Attempts to Amend After Challenge

The court expressed skepticism towards Baker's attempts to amend her bankruptcy filings after the defendants filed their motion to dismiss. The timing of these efforts suggested that she was only trying to rectify her omission once it had been called into question, which the court viewed as indicative of bad faith. The court indicated that allowing amendments in such circumstances would encourage parties to conceal assets until they are caught, undermining the integrity of the bankruptcy system. Baker's late attempts to include the lawsuit in her bankruptcy schedules did not align with the requirement for timely and accurate disclosures. Consequently, the court found that these actions further substantiated the application of judicial estoppel in her case.

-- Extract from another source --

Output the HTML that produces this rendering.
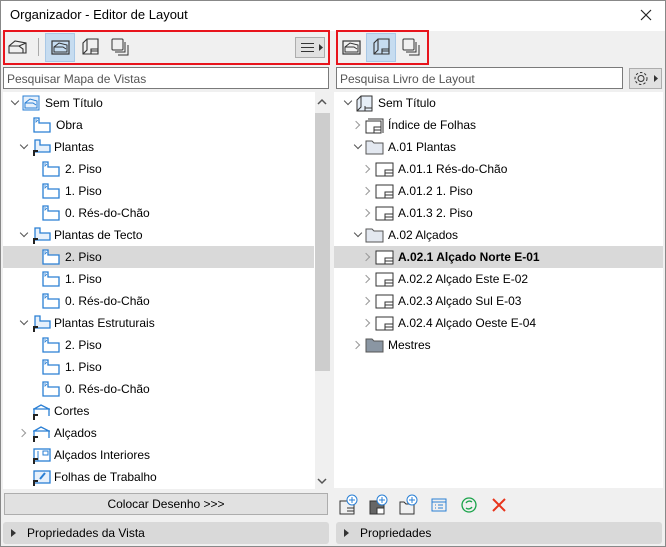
<!DOCTYPE html>
<html><head><meta charset="utf-8"><style>
*{margin:0;padding:0;box-sizing:border-box}
body{width:666px;height:547px;overflow:hidden;background:#f0f0f0;font-family:"Liberation Sans",sans-serif;font-size:12px;color:#000;position:relative}
.a{position:absolute}
.win{left:0;top:0;width:666px;height:547px;border:1px solid #888;}
.row{position:absolute;height:22px;line-height:22px;white-space:nowrap}
.chev{position:absolute;width:6px;height:6px;border-right:1.5px solid #555;border-bottom:1.5px solid #555}
.cd{transform:rotate(45deg)}
.cr{transform:rotate(-45deg);border-color:#999}
svg{position:absolute}
</style></head><body>
<div class="a win"></div>
<div class="a" style="left:1px;top:1px;width:664px;height:30px;background:#fff"></div>
<div class="a" style="left:10px;top:7px;font-size:13px">Organizador - Editor de Layout</div>
<svg style="left:640px;top:9px" width="12" height="12"><path d="M1 1L11 11M11 1L1 11" stroke="#222" stroke-width="1.2"/></svg>

<!-- left toolbar -->
<div class="a" style="left:3px;top:30px;width:327px;height:35px;border:2px solid #e8141c"></div>
<svg style="left:8px;top:39px" width="20" height="16"><path d="M1 14V7L7 2L18 4V14ZM1 7L11 7L15 10V14M11 7L18 4" fill="none" stroke="#333" stroke-width="1.1"/></svg>
<div class="a" style="left:38px;top:38px;width:1px;height:18px;background:#aaa"></div>
<div class="a" style="left:45px;top:33px;width:30px;height:29px;background:#c6dcf0;border:1px solid #a9c8e6"></div>
<svg style="left:51px;top:39px" width="20" height="17"><rect x="1" y="2" width="17" height="13" fill="none" stroke="#333" stroke-width="1.2"/><path d="M3 13V8L8 4L16 6V13ZM3 8L12 8L15 10" fill="none" stroke="#333"/></svg>
<svg style="left:81px;top:38px" width="19" height="18"><path d="M2 16V5L6 1H17V16ZM6 1V12L2 16M10 13H17M10 16V11H17" fill="none" stroke="#333" stroke-width="1.1"/></svg>
<svg style="left:111px;top:38px" width="18" height="18"><rect x="1" y="1" width="11" height="11" rx="1" fill="none" stroke="#333"/><path d="M4 14H14V4M7 17H17V7" fill="none" stroke="#333"/></svg>
<div class="a" style="left:295px;top:37px;width:30px;height:21px;background:#e1e1e1;border:1px solid #adadad"></div>
<svg style="left:300px;top:42px" width="24" height="12"><path d="M1 1.5H14M1 5.5H14M1 9.5H14" stroke="#333"/><path d="M19 2L23 5.5L19 9Z" fill="#333"/></svg>

<!-- right toolbar -->
<div class="a" style="left:336px;top:30px;width:93px;height:35px;border:2px solid #e8141c"></div>
<svg style="left:342px;top:39px" width="20" height="17"><rect x="1" y="2" width="17" height="13" fill="none" stroke="#333" stroke-width="1.2"/><path d="M3 13V8L8 4L16 6V13ZM3 8L12 8L15 10" fill="none" stroke="#333"/></svg>
<div class="a" style="left:366px;top:33px;width:30px;height:29px;background:#c6dcf0;border:1px solid #a9c8e6"></div>
<svg style="left:372px;top:38px" width="19" height="18"><path d="M2 16V5L6 1H17V16ZM6 1V12L2 16M10 13H17M10 16V11H17" fill="none" stroke="#333" stroke-width="1.1"/></svg>
<svg style="left:402px;top:38px" width="18" height="18"><rect x="1" y="1" width="11" height="11" rx="1" fill="none" stroke="#333"/><path d="M4 14H14V4M7 17H17V7" fill="none" stroke="#333"/></svg>

<!-- search boxes -->
<div class="a" style="left:3px;top:67px;width:326px;height:22px;background:#fff;border:1px solid #7a7a7a;color:#555;padding:4px 3px;font-size:12px">Pesquisar Mapa de Vistas</div>
<div class="a" style="left:336px;top:67px;width:287px;height:22px;background:#fff;border:1px solid #7a7a7a;color:#555;padding:4px 3px;font-size:12px">Pesquisa Livro de Layout</div>
<div class="a" style="left:629px;top:68px;width:33px;height:21px;background:#e1e1e1;border:1px solid #adadad"></div>
<svg style="left:632px;top:70px" width="28" height="17"><circle cx="9" cy="8.5" r="3" fill="none" stroke="#333"/><circle cx="9" cy="8.5" r="6" fill="none" stroke="#333" stroke-dasharray="2.5 2"/><path d="M22 5L26 8.5L22 12Z" fill="#333"/></svg>

<!-- left pane -->
<div class="a" style="left:3px;top:92px;width:312px;height:397px;background:#fff"></div>
<div class="a" style="left:315px;top:92px;width:15px;height:397px;background:#f0f0f0"></div>
<div class="a" style="left:315px;top:113px;width:15px;height:258px;background:#cdcdcd"></div>
<svg style="left:317px;top:98px" width="10" height="8"><path d="M1 6L5 2L9 6" fill="none" stroke="#555" stroke-width="1.5"/></svg>
<svg style="left:317px;top:477px" width="10" height="8"><path d="M1 2L5 6L9 2" fill="none" stroke="#555" stroke-width="1.5"/></svg>
<div class="a" style="left:3px;top:246px;width:311px;height:22px;background:#d9d9d9"></div>

<div id="L"></div>
<!-- right pane -->
<div class="a" style="left:334px;top:92px;width:329px;height:396px;background:#fff"></div>
<div class="a" style="left:334px;top:246px;width:329px;height:22px;background:#d9d9d9"></div>
<div id="R"></div>

<!-- bottom -->
<div class="a" style="left:4px;top:493px;width:324px;height:22px;background:#e1e1e1;border:1px solid #adadad;text-align:center;line-height:20px">Colocar Desenho &gt;&gt;&gt;</div>
<div class="a" style="left:3px;top:522px;width:326px;height:22px;background:#d9d9d9;border-radius:3px;line-height:22px;padding-left:24px">Propriedades da Vista</div>
<svg style="left:11px;top:529px" width="6" height="8"><path d="M0 0L5 4L0 8Z" fill="#333"/></svg>
<div class="a" style="left:336px;top:522px;width:326px;height:22px;background:#d9d9d9;border-radius:3px;line-height:22px;padding-left:24px">Propriedades</div>
<svg style="left:344px;top:529px" width="6" height="8"><path d="M0 0L5 4L0 8Z" fill="#333"/></svg>

<svg style="left:338px;top:494px" width="180" height="22">
<g fill="none" stroke="#333"><rect x="2" y="7" width="14" height="13"/><path d="M9 17H16M9 14H16V20"/></g><circle cx="14" cy="6" r="5" fill="#fff" stroke="#2a7fd4"/><path d="M14 3V9M11 6H17" stroke="#2a7fd4"/>
<g transform="translate(30,0)"><rect x="2" y="7" width="14" height="13" fill="#666" stroke="#333"/><path d="M9 14H16V20H9Z" fill="#fff" stroke="#333"/><circle cx="14" cy="6" r="5" fill="#fff" stroke="#2a7fd4"/><path d="M14 3V9M11 6H17" stroke="#2a7fd4"/></g>
<g transform="translate(60,0)"><path d="M2 20V8H6L8 10H16V20Z" fill="none" stroke="#333"/><circle cx="14" cy="6" r="5" fill="#fff" stroke="#2a7fd4"/><path d="M14 3V9M11 6H17" stroke="#2a7fd4"/></g>
<g transform="translate(92,0)"><rect x="2" y="5" width="14" height="12" fill="none" stroke="#2a7fd4"/><path d="M2 8H16M5 11H6M8 11H13M5 14H6M8 14H13" stroke="#2a7fd4"/></g>
<g transform="translate(122,0)"><circle cx="9" cy="11" r="7" fill="none" stroke="#1aa34a" stroke-width="1.3"/><path d="M6 9A4 4 0 0 1 12 8M12 13A4 4 0 0 1 6 14" fill="none" stroke="#1aa34a" stroke-width="1.3"/></g>
<g transform="translate(152,0)"><path d="M3 5L15 17M15 5L3 17" stroke="#e8341c" stroke-width="2"/></g>
</svg>

<script>
function ico(t){
 if(t=='root')return '<svg width="18" height="16"><rect x="1" y="1" width="16" height="14" fill="#e6f0fb" stroke="#2a7fd4"/><path d="M3 13V8L8 4L15 6V13ZM3 8L11 8L14 10" fill="none" stroke="#2a7fd4"/></svg>';
 if(t=='plan')return '<svg width="18" height="16"><path d="M1 15V1H6V6H17V15Z" fill="#fff" stroke="#2a7fd4" stroke-width="1.3"/><path d="M3 2V5L5 3" stroke="#2a7fd4" fill="none" stroke-width=".8"/></svg>';
 if(t=='pgrp')return '<svg width="20" height="18"><path d="M4 13V1H9V6H19V13Z" fill="#e6f0fb" stroke="#2a7fd4" stroke-width="1.3"/><path d="M3 17V12H7" stroke="#222" stroke-width="2" fill="none"/></svg>';
 if(t=='sec')return '<svg width="20" height="18"><path d="M3 13V6L10 2L18 6V13M2 6H19" fill="none" stroke="#2a7fd4" stroke-width="1.3"/><path d="M3 17V12H7" stroke="#222" stroke-width="2" fill="none"/></svg>';
 if(t=='int')return '<svg width="20" height="18"><rect x="3" y="2" width="16" height="12" fill="#fff" stroke="#2a7fd4" stroke-width="1.3"/><rect x="12" y="4" width="5" height="4" fill="none" stroke="#2a7fd4"/><path d="M7 4V14" stroke="#2a7fd4"/><path d="M3 17V12H7" stroke="#222" stroke-width="2" fill="none"/></svg>';
 if(t=='ws')return '<svg width="20" height="18"><rect x="3" y="2" width="16" height="12" fill="#e6f0fb" stroke="#2a7fd4" stroke-width="1.3"/><path d="M9 10L14 4" stroke="#2a7fd4" stroke-width="2"/><path d="M3 17V12H7" stroke="#222" stroke-width="2" fill="none"/></svg>';
 if(t=='book')return '<svg width="19" height="17"><path d="M2 16V5L6 1H17V16ZM6 1V12L2 16M10 13H17M10 16V11" fill="#e6eef7" stroke="#333"/></svg>';
 if(t=='sheet')return '<svg width="19" height="16"><rect x="1" y="2" width="17" height="13" fill="#fff" stroke="#333"/><path d="M10 12H18M10 15V9H18" fill="none" stroke="#333"/></svg>';
 if(t=='idx')return '<svg width="19" height="17"><path d="M3 2H18V16" fill="none" stroke="#333"/><rect x="1" y="4" width="15" height="12" fill="#fff" stroke="#333"/><path d="M9 13H16M9 16V10H16" fill="none" stroke="#333"/></svg>';
 if(t=='fold')return '<svg width="19" height="16"><path d="M1 15V2H7L9 4H18V15Z" fill="#e3e8f0" stroke="#555"/></svg>';
 if(t=='fdark')return '<svg width="19" height="16"><path d="M1 15V2H7L9 4H18V15Z" fill="#8a96a3" stroke="#555"/></svg>';
}
function row(x,y,ch,ic,txt,b){
 var h='';
 if(ch=='d')h+='<div class="chev cd" style="left:'+(x-10)+'px;top:'+(y+6)+'px"></div>';
 if(ch=='r')h+='<div class="chev cr" style="left:'+(x-12)+'px;top:'+(y+8)+'px"></div>';
 h+='<div class="a" style="left:'+x+'px;top:'+(y+3)+'px;width:20px;height:18px">'+ico(ic)+'</div>';
 h+='<div class="row" style="left:'+(x+23)+'px;top:'+y+'px;'+(b?'font-weight:bold':'')+'">'+txt+'</div>';
 return h;
}
var L=[[22,'d','root','Sem Título'],[33,'','plan','Obra'],[31,'d','pgrp','Plantas'],[42,'','plan','2. Piso'],[42,'','plan','1. Piso'],[42,'','plan','0. Rés-do-Chão'],[31,'d','pgrp','Plantas de Tecto'],[42,'','plan','2. Piso'],[42,'','plan','1. Piso'],[42,'','plan','0. Rés-do-Chão'],[31,'d','pgrp','Plantas Estruturais'],[42,'','plan','2. Piso'],[42,'','plan','1. Piso'],[42,'','plan','0. Rés-do-Chão'],[31,'','sec','Cortes'],[31,'r','sec','Alçados'],[31,'','int','Alçados Interiores'],[31,'','ws','Folhas de Trabalho']];
var h='';L.forEach(function(r,i){h+=row(r[0],92+i*22,r[1],r[2],r[3])});
document.getElementById('L').innerHTML=h;
var R=[[355,'d','book','Sem Título'],[365,'r','idx','Índice de Folhas'],[365,'d','fold','A.01 Plantas'],[375,'r','sheet','A.01.1 Rés-do-Chão'],[375,'r','sheet','A.01.2 1. Piso'],[375,'r','sheet','A.01.3 2. Piso'],[365,'d','fold','A.02 Alçados'],[375,'r','sheet','A.02.1 Alçado Norte E-01',1],[375,'r','sheet','A.02.2 Alçado Este E-02'],[375,'r','sheet','A.02.3 Alçado Sul E-03'],[375,'r','sheet','A.02.4 Alçado Oeste E-04'],[365,'r','fdark','Mestres']];
h='';R.forEach(function(r,i){h+=row(r[0],92+i*22,r[1],r[2],r[3],r[4])});
document.getElementById('R').innerHTML=h;
</script>
</body></html>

Conclusion of Judicial Estoppel

In summary, the court concluded that Baker's failure to disclose her workers' compensation retaliation claim as an asset during her bankruptcy proceedings constituted sufficient grounds for applying judicial estoppel. The court found that she had taken a position in her bankruptcy filings that was directly contradictory to her later claims in the lawsuit against Rent-A-Center. Moreover, her omissions were not the result of any mistake or inadvertence but evidenced a pattern of misleading conduct that persisted across multiple opportunities to disclose her claims. As a result, the court granted the defendants' motion to dismiss, effectively barring Baker from pursuing her claim due to the principle of judicial estoppel. This decision underscored the importance of honest disclosure in bankruptcy proceedings and the serious consequences of failing to do so.